By Jeff Larkin, Principal HPC Application Architect at NVIDIA

October 3, 2022

Last month I discussed why standards-based parallel programming should be in your HPC toolbox. Now, I am highlighting the successes of some of the developers who have already made standards-based parallelism an integral part of their strategy. As you will see, success with standards-based programming isn’t limited to just mini-apps.

Fluid Simulation with Palabos

Vorticity plot of airflow around a car.

 

Palabos is an open-sourced library developed at the University of Geneva for performing computational fluid dynamics simulations using Lattice Boltzmann Methods. The core library is written in C++ and the developers desired a way to maintain a single source code between CPUs and GPU accelerators. ISO C++ parallel algorithms provide an attractive means to portable on-node parallelism that composes well with their existing MPI code.

Dr. Jonas Latt and his team started converting their code to use C++ parallel algorithms by first developing the STLBM mini-app. This enabled them to quickly determine the best practices that they would later apply to Palabos. The first thing they learned was that their existing data structures were not ideal for parallelization, on a GPU or modern CPU. They restructured STLBM to be data-oriented, rather than object-oriented.

After restructuring their data structures to be ready for parallelization, the team began to replace their existing for loops with C++ parallel algorithms. In many cases, this is as simple as using a std::for_each or std::transform_reduce, although choosing the right algorithm for the job will result in the best performance.

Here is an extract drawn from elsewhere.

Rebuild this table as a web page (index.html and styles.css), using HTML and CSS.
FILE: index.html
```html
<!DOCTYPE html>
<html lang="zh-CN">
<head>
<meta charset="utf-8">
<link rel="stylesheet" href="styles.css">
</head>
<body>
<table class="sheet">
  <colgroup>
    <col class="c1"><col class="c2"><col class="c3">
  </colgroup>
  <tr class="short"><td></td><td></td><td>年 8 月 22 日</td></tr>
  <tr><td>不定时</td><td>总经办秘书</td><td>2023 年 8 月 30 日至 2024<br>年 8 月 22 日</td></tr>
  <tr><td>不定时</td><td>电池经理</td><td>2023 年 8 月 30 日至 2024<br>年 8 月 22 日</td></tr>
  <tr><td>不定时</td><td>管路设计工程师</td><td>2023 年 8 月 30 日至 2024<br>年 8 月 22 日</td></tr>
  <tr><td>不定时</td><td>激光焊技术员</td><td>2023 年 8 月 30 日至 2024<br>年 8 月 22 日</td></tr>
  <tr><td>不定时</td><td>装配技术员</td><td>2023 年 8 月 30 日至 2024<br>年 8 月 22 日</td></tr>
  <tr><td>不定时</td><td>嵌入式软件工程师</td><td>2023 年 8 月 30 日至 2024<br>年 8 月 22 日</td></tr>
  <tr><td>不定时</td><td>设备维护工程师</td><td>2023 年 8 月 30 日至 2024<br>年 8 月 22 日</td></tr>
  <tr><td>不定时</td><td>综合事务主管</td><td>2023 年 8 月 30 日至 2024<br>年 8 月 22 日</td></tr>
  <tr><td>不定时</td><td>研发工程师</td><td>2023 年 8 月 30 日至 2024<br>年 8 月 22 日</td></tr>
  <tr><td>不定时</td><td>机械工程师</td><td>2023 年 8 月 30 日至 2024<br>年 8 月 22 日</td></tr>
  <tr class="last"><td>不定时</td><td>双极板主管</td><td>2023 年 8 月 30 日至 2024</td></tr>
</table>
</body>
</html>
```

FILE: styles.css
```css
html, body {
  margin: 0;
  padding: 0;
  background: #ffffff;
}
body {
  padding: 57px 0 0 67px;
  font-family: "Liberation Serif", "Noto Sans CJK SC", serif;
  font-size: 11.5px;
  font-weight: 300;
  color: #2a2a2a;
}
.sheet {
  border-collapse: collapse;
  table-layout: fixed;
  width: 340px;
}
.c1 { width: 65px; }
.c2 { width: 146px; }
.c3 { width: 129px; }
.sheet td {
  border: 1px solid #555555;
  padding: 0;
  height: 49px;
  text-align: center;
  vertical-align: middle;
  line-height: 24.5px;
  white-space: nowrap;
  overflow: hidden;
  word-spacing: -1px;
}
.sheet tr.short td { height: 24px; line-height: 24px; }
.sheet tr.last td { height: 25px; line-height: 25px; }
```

Once they’d addressed the on-node parallelism, it came time to optimize the scalability of their application. They found that they achieved the best scalability by mixing in the open source Thrust Library from NVIDIA to ensure MPI buffers were pinned in GPU memory. This optimization causes the MPI library to transfer directly between GPU buffers, eliminating the CPU from the communication altogether. The interoperability between ISO C++ and other C++-based libraries enabled this optimization.

Palabos achieves 82% strong scaling efficiency mixing MPI and ISO C++ parallel algorithms

 

Even with using ISO C++ parallelism, instead of a lower-level approach like CUDA C++, the team is able to achieve a 55x performance speed-up from running on their four GPUs instead of all cores of their Xeon Gold CPU. In fact, they recorded a 82% strong scaling efficiency going from one GPU to four GPUs and a 93% weak scaling efficiency by running a 4x larger problem.

Dr. Latt has written a two-part blog post on his experience rewriting STLBM and Palabos to use MPI and ISO C++ parallel algorithms, on the NVIDIA developer blog.

Magnetic field lines and volumetric density of the Solar corona produced by PSI’s models

Simulating Complex Solar Magnetic Fields

Predictive Science Incorporated is a scientific research company that studies the magnetohydrodynamic properties of the Sun’s corona and heliosphere. Their applications support several NASA missions to better understand the Sun. They have a number of scientific applications that use MPI and OpenACC to take advantage of GPU-accelerated HPC systems.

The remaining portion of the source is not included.